DATASET -

○ ○ ○ ○

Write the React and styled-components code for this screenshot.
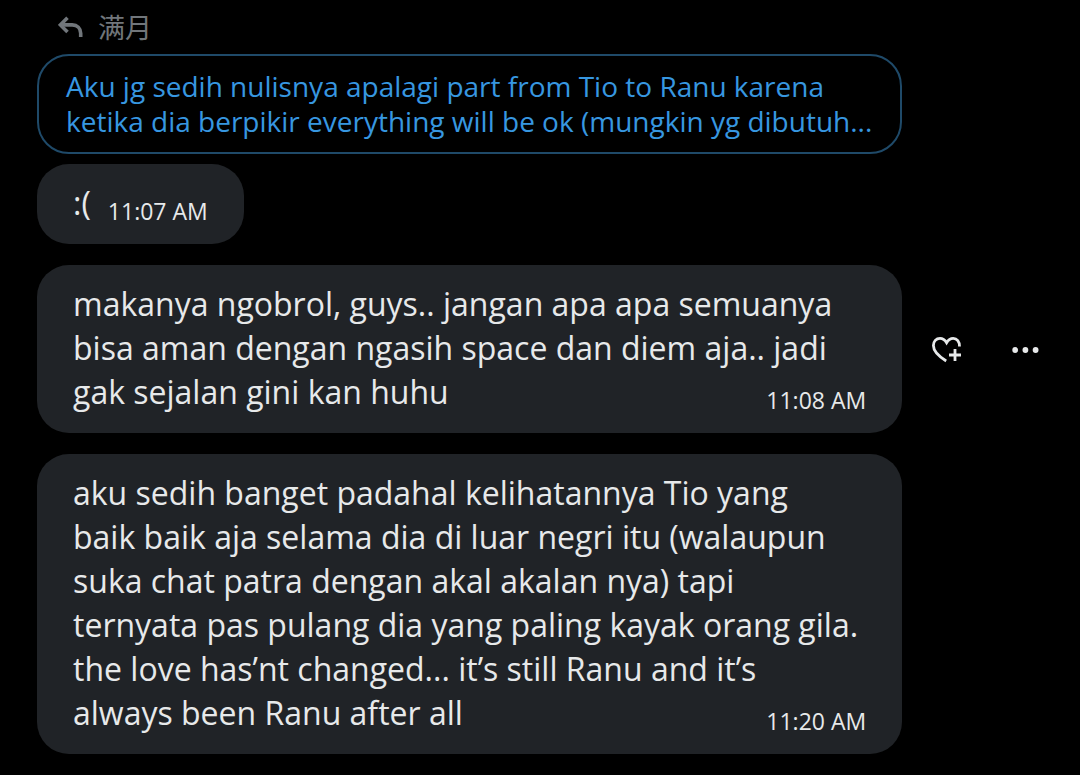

○ ○ ○ ○

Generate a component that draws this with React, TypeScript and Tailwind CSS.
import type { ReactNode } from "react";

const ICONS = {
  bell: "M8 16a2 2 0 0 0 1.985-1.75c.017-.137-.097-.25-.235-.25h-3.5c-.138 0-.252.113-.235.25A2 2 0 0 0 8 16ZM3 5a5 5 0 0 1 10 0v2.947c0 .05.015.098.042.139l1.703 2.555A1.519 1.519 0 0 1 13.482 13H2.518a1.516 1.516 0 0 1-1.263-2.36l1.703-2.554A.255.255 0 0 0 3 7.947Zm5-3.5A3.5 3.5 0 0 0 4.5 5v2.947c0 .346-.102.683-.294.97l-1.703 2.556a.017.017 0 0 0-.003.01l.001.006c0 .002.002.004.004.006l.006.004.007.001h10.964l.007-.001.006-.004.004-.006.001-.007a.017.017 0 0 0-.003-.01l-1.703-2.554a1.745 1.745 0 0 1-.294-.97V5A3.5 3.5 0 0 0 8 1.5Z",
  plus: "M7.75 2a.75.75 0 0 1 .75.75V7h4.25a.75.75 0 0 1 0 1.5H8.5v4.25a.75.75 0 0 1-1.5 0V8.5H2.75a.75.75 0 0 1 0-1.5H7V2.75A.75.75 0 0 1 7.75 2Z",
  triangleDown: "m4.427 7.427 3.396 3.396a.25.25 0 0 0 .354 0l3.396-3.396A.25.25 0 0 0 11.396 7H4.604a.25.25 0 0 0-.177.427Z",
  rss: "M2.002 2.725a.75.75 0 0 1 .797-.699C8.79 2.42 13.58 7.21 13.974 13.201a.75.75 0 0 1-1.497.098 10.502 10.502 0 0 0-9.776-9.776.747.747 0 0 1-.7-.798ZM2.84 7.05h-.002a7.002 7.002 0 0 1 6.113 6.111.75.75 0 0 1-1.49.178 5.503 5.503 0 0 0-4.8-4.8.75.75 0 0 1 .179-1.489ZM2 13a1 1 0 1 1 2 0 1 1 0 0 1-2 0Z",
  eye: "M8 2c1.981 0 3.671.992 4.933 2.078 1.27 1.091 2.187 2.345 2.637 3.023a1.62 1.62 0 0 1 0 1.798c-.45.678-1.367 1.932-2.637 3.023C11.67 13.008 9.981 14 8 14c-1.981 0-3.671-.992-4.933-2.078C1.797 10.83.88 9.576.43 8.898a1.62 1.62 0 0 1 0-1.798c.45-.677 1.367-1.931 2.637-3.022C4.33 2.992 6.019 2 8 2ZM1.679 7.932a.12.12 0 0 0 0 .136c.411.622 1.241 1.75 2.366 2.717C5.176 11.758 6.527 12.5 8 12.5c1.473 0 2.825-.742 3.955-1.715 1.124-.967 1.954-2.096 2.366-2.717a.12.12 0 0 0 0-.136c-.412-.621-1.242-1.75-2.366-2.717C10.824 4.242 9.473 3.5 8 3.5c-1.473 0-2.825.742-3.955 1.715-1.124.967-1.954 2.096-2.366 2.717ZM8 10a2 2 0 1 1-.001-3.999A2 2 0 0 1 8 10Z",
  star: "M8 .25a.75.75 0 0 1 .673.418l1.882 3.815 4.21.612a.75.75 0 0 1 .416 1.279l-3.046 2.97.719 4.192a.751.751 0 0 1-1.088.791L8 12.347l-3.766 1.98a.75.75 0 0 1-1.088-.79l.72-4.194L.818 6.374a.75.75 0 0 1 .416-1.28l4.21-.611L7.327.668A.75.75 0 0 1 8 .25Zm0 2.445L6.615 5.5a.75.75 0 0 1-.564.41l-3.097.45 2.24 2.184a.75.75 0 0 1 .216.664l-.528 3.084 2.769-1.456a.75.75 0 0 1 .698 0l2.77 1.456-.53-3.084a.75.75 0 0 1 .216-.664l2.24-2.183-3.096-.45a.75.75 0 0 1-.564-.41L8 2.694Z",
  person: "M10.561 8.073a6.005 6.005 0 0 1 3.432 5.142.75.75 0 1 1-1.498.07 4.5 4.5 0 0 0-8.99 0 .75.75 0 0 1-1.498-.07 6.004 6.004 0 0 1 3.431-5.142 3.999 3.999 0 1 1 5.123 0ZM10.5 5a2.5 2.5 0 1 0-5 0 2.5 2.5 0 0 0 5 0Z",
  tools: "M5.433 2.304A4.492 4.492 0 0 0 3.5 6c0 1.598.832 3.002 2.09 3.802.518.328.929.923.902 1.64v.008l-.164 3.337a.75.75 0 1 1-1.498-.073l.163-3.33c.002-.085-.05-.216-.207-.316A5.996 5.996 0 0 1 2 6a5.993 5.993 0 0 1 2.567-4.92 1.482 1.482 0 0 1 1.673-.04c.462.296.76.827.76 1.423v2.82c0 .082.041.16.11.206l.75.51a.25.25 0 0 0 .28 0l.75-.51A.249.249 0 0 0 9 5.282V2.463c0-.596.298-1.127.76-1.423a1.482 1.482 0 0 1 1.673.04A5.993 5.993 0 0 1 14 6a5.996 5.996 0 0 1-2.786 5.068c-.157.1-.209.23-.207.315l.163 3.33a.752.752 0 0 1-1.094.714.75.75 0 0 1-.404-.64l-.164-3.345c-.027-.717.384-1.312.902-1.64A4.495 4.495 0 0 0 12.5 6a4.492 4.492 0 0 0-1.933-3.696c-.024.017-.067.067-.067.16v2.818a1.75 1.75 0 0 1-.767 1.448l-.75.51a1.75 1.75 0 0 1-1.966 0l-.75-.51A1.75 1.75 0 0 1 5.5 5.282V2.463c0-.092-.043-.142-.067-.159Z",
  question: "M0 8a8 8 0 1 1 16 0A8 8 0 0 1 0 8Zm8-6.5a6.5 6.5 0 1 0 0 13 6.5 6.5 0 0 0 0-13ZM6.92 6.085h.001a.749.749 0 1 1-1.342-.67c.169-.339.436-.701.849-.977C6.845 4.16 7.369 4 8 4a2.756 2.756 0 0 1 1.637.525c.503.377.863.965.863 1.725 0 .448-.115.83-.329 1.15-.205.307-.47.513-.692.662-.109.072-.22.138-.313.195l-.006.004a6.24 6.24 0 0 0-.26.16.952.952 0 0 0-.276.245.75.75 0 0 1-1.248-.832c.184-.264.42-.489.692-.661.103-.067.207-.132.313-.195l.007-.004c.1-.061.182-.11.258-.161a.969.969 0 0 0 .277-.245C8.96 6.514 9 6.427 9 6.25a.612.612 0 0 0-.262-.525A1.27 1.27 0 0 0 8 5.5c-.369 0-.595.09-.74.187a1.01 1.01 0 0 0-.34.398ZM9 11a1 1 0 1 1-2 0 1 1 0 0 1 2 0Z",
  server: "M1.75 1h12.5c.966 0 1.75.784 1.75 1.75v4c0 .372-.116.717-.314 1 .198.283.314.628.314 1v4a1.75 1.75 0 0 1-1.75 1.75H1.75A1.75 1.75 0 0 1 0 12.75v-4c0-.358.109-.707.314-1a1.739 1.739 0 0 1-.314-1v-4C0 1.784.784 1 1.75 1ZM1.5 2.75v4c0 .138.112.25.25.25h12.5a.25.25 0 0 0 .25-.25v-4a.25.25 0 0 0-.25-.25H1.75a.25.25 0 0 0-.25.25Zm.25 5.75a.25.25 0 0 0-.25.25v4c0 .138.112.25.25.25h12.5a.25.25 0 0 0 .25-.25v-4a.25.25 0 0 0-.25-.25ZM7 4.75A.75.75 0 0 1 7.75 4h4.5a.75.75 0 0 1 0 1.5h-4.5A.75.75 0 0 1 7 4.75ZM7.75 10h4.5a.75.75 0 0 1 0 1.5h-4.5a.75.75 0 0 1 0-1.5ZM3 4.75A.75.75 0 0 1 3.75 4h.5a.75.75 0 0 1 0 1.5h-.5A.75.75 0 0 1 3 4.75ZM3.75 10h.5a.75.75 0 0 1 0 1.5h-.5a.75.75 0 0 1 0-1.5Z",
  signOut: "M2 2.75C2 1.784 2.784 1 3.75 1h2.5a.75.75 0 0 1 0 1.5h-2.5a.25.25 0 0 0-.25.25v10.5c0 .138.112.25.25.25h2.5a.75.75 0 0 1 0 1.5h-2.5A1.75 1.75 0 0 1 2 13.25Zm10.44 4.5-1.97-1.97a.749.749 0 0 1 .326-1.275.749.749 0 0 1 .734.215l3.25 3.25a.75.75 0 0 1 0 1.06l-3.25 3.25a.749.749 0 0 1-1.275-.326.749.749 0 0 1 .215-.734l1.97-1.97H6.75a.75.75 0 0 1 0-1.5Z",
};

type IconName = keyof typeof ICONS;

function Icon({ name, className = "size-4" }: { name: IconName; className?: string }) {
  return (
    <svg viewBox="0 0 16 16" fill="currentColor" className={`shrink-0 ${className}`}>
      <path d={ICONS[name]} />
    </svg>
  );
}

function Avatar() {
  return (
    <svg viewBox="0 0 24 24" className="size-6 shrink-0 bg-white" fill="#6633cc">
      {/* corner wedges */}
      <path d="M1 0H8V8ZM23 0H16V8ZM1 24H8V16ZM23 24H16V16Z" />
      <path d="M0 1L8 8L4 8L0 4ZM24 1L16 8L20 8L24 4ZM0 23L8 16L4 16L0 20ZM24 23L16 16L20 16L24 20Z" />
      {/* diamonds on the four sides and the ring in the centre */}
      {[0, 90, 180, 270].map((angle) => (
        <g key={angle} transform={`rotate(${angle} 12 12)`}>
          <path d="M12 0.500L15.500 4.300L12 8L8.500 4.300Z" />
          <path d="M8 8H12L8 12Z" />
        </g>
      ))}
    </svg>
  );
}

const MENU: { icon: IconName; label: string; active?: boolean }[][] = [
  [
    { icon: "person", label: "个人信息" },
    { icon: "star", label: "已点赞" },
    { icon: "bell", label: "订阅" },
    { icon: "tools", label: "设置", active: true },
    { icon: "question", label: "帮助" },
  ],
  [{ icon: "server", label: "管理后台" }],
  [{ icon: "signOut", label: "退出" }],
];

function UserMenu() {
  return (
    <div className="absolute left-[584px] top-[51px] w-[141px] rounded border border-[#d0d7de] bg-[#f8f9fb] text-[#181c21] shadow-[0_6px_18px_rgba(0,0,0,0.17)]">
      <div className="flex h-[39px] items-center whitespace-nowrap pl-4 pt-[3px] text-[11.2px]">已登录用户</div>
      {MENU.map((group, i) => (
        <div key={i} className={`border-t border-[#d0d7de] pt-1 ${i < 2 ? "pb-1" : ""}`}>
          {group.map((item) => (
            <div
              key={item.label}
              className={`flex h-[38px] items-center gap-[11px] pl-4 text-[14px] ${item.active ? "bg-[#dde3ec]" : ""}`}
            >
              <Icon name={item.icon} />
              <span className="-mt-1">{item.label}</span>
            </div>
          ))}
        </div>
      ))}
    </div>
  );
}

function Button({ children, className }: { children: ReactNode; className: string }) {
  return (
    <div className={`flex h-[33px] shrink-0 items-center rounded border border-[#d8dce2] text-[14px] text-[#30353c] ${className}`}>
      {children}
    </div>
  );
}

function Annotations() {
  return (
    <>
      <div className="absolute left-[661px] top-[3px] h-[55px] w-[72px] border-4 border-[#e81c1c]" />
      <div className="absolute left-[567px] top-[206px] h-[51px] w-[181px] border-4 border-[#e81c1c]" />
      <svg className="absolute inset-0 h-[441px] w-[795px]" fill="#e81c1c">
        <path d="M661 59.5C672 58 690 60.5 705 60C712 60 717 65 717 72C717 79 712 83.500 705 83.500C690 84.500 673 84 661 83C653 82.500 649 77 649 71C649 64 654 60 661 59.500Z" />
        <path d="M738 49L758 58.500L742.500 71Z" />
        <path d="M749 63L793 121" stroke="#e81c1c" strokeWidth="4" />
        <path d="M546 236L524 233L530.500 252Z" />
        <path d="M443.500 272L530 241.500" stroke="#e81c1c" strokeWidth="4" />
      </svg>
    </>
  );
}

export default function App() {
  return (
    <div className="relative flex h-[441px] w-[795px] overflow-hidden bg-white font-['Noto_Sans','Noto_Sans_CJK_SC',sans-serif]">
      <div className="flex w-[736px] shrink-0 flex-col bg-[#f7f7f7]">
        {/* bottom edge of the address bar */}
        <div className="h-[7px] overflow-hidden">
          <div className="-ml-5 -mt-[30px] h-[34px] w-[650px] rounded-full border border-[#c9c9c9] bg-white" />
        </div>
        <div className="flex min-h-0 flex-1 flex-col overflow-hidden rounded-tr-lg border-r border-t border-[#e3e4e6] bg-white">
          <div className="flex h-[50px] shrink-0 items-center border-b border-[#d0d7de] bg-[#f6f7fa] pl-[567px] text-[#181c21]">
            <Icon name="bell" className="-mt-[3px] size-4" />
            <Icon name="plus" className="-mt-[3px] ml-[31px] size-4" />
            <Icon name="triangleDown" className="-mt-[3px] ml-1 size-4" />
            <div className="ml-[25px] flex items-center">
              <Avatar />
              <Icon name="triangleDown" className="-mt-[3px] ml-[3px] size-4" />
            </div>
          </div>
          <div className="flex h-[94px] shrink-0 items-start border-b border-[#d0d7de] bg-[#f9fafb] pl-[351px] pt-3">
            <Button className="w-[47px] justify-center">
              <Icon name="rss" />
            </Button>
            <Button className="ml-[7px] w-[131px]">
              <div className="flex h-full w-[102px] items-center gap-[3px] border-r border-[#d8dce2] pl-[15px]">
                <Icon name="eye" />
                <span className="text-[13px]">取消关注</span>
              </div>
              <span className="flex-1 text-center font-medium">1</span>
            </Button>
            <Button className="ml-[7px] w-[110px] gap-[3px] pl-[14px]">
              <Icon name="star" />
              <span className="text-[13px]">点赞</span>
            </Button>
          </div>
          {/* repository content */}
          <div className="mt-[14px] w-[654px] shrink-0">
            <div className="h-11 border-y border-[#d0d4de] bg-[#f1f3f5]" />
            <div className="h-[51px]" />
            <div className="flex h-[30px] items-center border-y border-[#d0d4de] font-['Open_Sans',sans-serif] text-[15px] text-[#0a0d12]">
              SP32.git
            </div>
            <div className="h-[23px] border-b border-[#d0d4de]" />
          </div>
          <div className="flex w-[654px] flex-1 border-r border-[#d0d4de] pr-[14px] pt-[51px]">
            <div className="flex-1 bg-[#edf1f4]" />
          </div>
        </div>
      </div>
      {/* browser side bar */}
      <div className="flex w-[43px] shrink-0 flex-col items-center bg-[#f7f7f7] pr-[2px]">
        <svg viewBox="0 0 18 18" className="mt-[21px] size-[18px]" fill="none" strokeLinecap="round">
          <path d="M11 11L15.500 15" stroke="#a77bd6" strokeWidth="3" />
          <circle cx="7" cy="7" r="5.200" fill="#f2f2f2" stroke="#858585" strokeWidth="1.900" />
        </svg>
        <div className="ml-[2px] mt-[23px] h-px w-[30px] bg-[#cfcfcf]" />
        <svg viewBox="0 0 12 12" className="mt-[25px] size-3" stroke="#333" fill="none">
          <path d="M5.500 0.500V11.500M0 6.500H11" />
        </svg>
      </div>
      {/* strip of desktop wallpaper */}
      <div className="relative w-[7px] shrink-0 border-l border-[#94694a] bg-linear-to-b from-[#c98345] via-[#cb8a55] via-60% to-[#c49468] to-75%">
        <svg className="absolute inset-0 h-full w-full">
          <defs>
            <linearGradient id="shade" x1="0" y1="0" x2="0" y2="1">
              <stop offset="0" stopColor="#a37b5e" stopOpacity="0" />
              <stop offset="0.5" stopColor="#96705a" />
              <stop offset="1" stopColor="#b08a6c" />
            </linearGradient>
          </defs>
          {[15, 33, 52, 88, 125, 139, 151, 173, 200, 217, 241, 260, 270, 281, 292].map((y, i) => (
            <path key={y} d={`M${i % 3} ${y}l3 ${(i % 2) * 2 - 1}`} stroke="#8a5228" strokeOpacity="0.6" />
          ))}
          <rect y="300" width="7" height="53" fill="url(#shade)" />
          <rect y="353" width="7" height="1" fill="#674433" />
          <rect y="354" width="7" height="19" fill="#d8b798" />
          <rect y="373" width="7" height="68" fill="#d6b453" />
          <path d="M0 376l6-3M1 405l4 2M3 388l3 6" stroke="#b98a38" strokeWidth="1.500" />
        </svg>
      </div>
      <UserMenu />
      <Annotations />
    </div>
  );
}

○ ○ ○ ○

YOUR TASK - Search the entries for the word "this", then list each line that holds it.

OUTPUT OF THE EXERCISE -
Write the React and styled-components code for this screenshot.
Generate a component that draws this with React, TypeScript and Tailwind CSS.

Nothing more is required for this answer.